Amit, together with Zeev, founded Tipalti, which processes around $12 billion in payments annually, and employs 350 people, half of whom are located in Israel. He admits that at its founding, “I didn’t think that it would be a big company. I was reading a book back then, about working four hours a week, and thought that if I had two customers and made NIS 30,000 ($9,200) a month, I’d be all-set, it spoke to me. But the problem was brought before me, and today I realize that it was a gift.” He went back to programming after 17 years of not doing so, built the entire system by himself, chose the shortened name (“it’s an ice-breaker when I explain its meaning,” he says. Tipalti, translates into “I took care of it” in Hebrew), “and then I started to check out the U.S. market. I recruited a friend, and very quickly we started our path of making $100 million a year.”

 

For Bendov, it worked a bit differently. He is energetic and tries to manage all of his meetings, including work ones, while walking since it’s difficult for him to sit down. “I have about 400 ideas a day for startups, I even have a special document where I list everything that comes to mind.
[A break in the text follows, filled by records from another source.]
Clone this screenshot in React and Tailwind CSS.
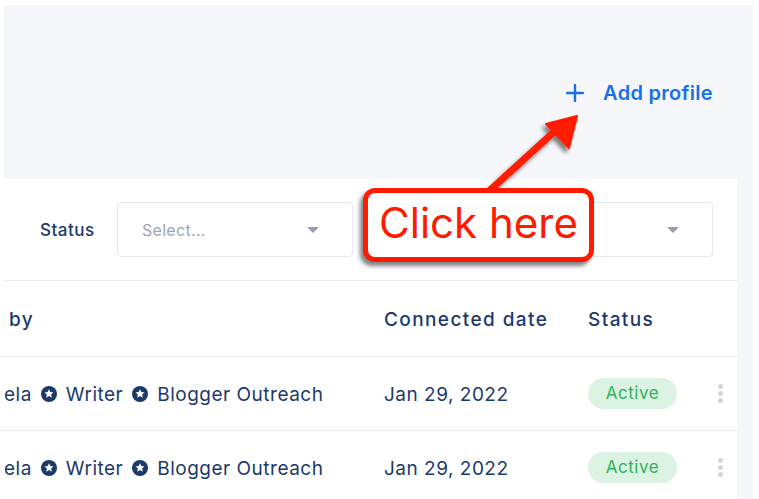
import React from "react";

const Star = () => (
  <svg width="16" height="16" viewBox="0 0 16 16" className="inline-block mx-[9px] -mt-[3px] align-middle">
    <circle cx="8" cy="8" r="8" fill="#1b3a6b" />
    <path d="M8 3.2l1.35 2.9 3.1.35-2.3 2.1.65 3.1L8 10.1l-2.8 1.55.65-3.1-2.3-2.1 3.1-.35z" fill="#fff" />
  </svg>
);

const Caret = () => (
  <svg width="14" height="8" viewBox="0 0 14 8">
    <path d="M1 1h12L7 7z" fill="#9a9bb0" />
  </svg>
);

const Kebab = () => (
  <div className="flex flex-col gap-[2px] items-center">
    <span className="w-[5px] h-[5px] rounded-full bg-[#d3d5dd]" />
    <span className="w-[5px] h-[5px] rounded-full bg-[#d3d5dd]" />
    <span className="w-[5px] h-[5px] rounded-full bg-[#d3d5dd]" />
  </div>
);

const Row = () => (
  <div className="h-[74px] border-t border-[#e9eaf2] flex items-center text-[19px] tracking-[0.5px] text-[#1b3a6b]">
    <div className="w-[384px] pl-[4px] pt-[3px] whitespace-nowrap">
      ela<Star />Writer<Star />Blogger Outreach
    </div>
    <div className="w-[204px] pt-[3px]">Jan 29, 2022</div>
    <div className="w-[130px]">
      <span className="inline-flex items-center justify-center w-[89px] h-[31px] rounded-full bg-[#dcf2e2] text-[#2eb35a] text-[17px]">Active</span>
    </div>
    <Kebab />
  </div>
);

export default function App() {
  return (
    <div
      className="w-[759px] h-[499px] bg-white pt-[5px] pl-[4px] pr-[6px] overflow-hidden relative"
      style={{ fontFamily: "Inter, 'Open Sans', sans-serif" }}
    >
      <div className="bg-[#f5f7fb] h-full flex flex-col">
        <div className="h-[174px] flex items-center justify-end pr-[40px] pt-[2px] shrink-0">
          <div className="flex items-center gap-[19px] text-[#1a6fe8]">
            <svg width="18" height="18" viewBox="0 0 18 18">
              <path d="M9 1v16M1 9h16" stroke="#1a6fe8" strokeWidth="2.4" strokeLinecap="round" />
            </svg>
            <span className="text-[20px] font-semibold tracking-[0.3px]">Add profile</span>
          </div>
        </div>
        <div className="bg-white w-[737px] -ml-[4px] flex-1">
          <div className="h-[102px] flex items-center border-b border-[#e9eaf2] ml-[4px]">
            <span className="w-[113px] pl-[36px] pt-[2px] text-[17px] tracking-[0.5px] font-medium text-[#1b3a6b]">Status</span>
            <div className="w-[236px] h-[55px] border border-[#e6e8f0] rounded-[4px] flex items-center justify-between pl-[24px] pr-[32px]">
              <span className="text-[16px] tracking-[0.3px] text-[#a0a3b6]">Select...</span>
              <Caret />
            </div>
            <div className="ml-[124px] w-[236px] h-[55px] border border-[#e6e8f0] rounded-[4px] flex items-center justify-end pr-[32px]">
              <Caret />
            </div>
          </div>
          <div className="h-[75px] pt-[3px] flex items-center text-[19px] tracking-[1.4px] font-medium text-[#1b3a6b]">
            <div className="w-[384px] pl-[9px]">by</div>
            <div className="w-[204px]">Connected date</div>
            <div>Status</div>
          </div>
          <Row />
          <Row />
        </div>
      </div>

      <svg className="absolute left-0 top-0 pointer-events-none" width="759" height="499">
        <defs>
          <filter id="sh" x="-20%" y="-20%" width="140%" height="140%">
            <feDropShadow dx="-3" dy="4" stdDeviation="2" floodColor="#000" floodOpacity="0.5" />
          </filter>
        </defs>
        <g filter="url(#sh)">
          <path d="M488 192L556 130" stroke="#ff1a00" strokeWidth="7" strokeLinecap="round" />
          <path d="M577 116L546 124L569 148Z" fill="#ff1a00" stroke="#ff1a00" strokeWidth="2" strokeLinejoin="round" />
        </g>
      </svg>

      <div className="absolute left-[363px] top-[188px] w-[231px] h-[74px] border-[5px] border-[#ff1a00] rounded-[12px] bg-white shadow-[-3px_4px_4px_rgba(0,0,0,0.5)] flex items-center justify-center">
        <span className="text-[42px] text-[#ff1a00] leading-none pb-[4px]">Click here</span>
      </div>
    </div>
  );
}
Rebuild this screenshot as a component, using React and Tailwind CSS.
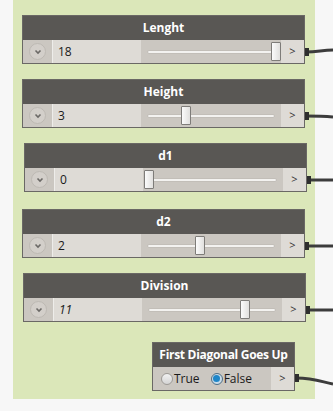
const sliders = [
  { name: 'Lenght', value: '18', pos: 1, ml: 'ml-[9px]', mt: 'mt-[15px]' },
  { name: 'Height', value: '3', pos: 0.3, ml: 'ml-[9px]', mt: 'mt-[15px]' },
  { name: 'd1', value: '0', pos: 0, ml: 'ml-[11px]', mt: 'mt-[15px]' },
  { name: 'd2', value: '2', pos: 0.41, ml: 'ml-[9px]', mt: 'mt-[17px]' },
  { name: 'Division', value: '11', pos: 0.75, ml: 'ml-[10px]', mt: 'mt-[15px]', italic: true },
];

const font = { fontFamily: '"Open Sans", "Liberation Sans", sans-serif' };

function Chevron() {
  return (
    <div className="flex h-[17px] w-[17px] items-center justify-center rounded-full border border-[#bdb9b3] bg-[#d3cfca]">
      <svg width="8" height="6" viewBox="0 0 8 6">
        <path d="M1.5 1.5 L4 4 L6.5 1.5" fill="none" stroke="#6b6966" strokeWidth="1.6" />
      </svg>
    </div>
  );
}

function SliderNode({ name, value, pos, ml, mt, italic }) {
  return (
    <div className={`${ml} ${mt} w-[283px] border border-[#6a6865] bg-[#595754]`}>
      <div className="flex h-[24px] items-center justify-center text-[12px] font-bold text-white">{name}</div>
      <div className="flex h-[23px] bg-[#cbc7c1]">
        <div className="flex w-[29px] items-center justify-center">
          <Chevron />
        </div>
        <div className="flex w-[89px] items-center border-l border-[#eeedea] bg-[#dedbd6] pl-[5px] text-[12px] text-[#1a1a1a]">
          <span className={italic ? 'italic' : ''}>{value}</span>
        </div>
        <div className="relative flex w-[140px] items-center px-[6px]">
          <div className="h-[4px] w-full rounded-full border border-[#c2beb8] bg-[#f3f2f0]" />
          <div
            className="absolute top-[2px] h-[19px] w-[10px] rounded-[1px] border border-[#7e7c79] bg-gradient-to-r from-[#fbfbfb] to-[#e1e0de]"
            style={{ left: `${1 + pos * 129}px` }}
          />
        </div>
        <div className="flex flex-1 items-center justify-center bg-[#dedbd6] text-[11px] text-[#333]">&gt;</div>
      </div>
    </div>
  );
}

function Radio({ checked, label }) {
  return (
    <div className="flex items-center">
      <div
        className={`flex h-[12px] w-[12px] items-center justify-center rounded-full border ${
          checked ? 'border-[#4f6f86] bg-[#c9dbe8]' : 'border-[#9d9a96] bg-gradient-to-b from-[#f2f2f2] to-[#d4d4d4]'
        }`}
      >
        {checked && <div className="h-[7px] w-[7px] rounded-full bg-[#1f86c8]" />}
      </div>
      <span className="ml-[1px] text-[12px] text-[#1a1a1a]">{label}</span>
    </div>
  );
}

export default function App() {
  return (
    <div className="relative h-[411px] w-[333px] overflow-hidden bg-[#f7f7f7]" style={font}>
      <div className="ml-[13px] flex h-[399px] w-[302px] flex-col bg-[#dbe7b9]">
        {sliders.map((s) => (
          <SliderNode key={s.name} {...s} />
        ))}
        <div className="ml-[139px] mt-[20px] w-[143px] border border-[#6a6865] bg-[#595754]">
          <div className="flex h-[24px] items-center justify-center text-[12px] font-bold tracking-[-0.3px] text-white">First Diagonal Goes Up</div>
          <div className="flex h-[23px] bg-[#cbc7c1]">
            <div className="flex flex-1 items-center gap-[11px] pl-[8px]">
              <Radio label="True" />
              <Radio checked label="False" />
            </div>
            <div className="flex w-[23px] items-center justify-center bg-[#dedbd6] text-[11px] text-[#333]">&gt;</div>
          </div>
        </div>
      </div>
      <svg className="pointer-events-none absolute left-0 top-0" width="333" height="411">
        <g fill="none" stroke="#3c3c3c" strokeWidth="3">
          <path d="M306 52 C318 52 322 50 333 50" />
          <path d="M306 116 C318 116 322 116 333 117" />
          <path d="M308 180 C318 180 322 180 333 180" />
          <path d="M306 246 C318 246 322 246 333 246" />
          <path d="M307 310 C318 310 322 310 333 310" />
          <path d="M296 378 C315 378 322 382 333 384" />
        </g>
        <g fill="#2e2e2e">
          <rect x="305" y="48" width="4" height="8" />
          <rect x="305" y="112" width="4" height="8" />
          <rect x="307" y="176" width="4" height="8" />
          <rect x="305" y="242" width="4" height="8" />
          <rect x="306" y="306" width="4" height="8" />
          <rect x="295" y="374" width="4" height="8" />
        </g>
      </svg>
    </div>
  );
}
If anyone wants to see it - I make copies,” he said.

 

Can you tell me one?

 

“The ultimate garlic crusher that will properly dice garlic, but won’t cost $2,000, since no one needs that.”

 

“The idea for Gong came to me after I saw a need for it when I was the CEO of SiSense (which analyzes organizational data), and before that as Marketing VP at ClickSoftware, (which provides automated service systems) that there are service management systems that are full of nonsense, and I had an idea about how to improve that. I called up 50 people and asked them all the hard questions, which most people don’t ask about those systems, and the answers they provided me indicated to me that there would be those that would pay for an improvement.” In 2015, he started Gong with Eilon Reshef, and it offered autonomous customer relation management (CRM) - “it does for CRM what Mobileye has done for the automotive industry,” says Bendov. It employs 400 people, 130 of whom work in Israel.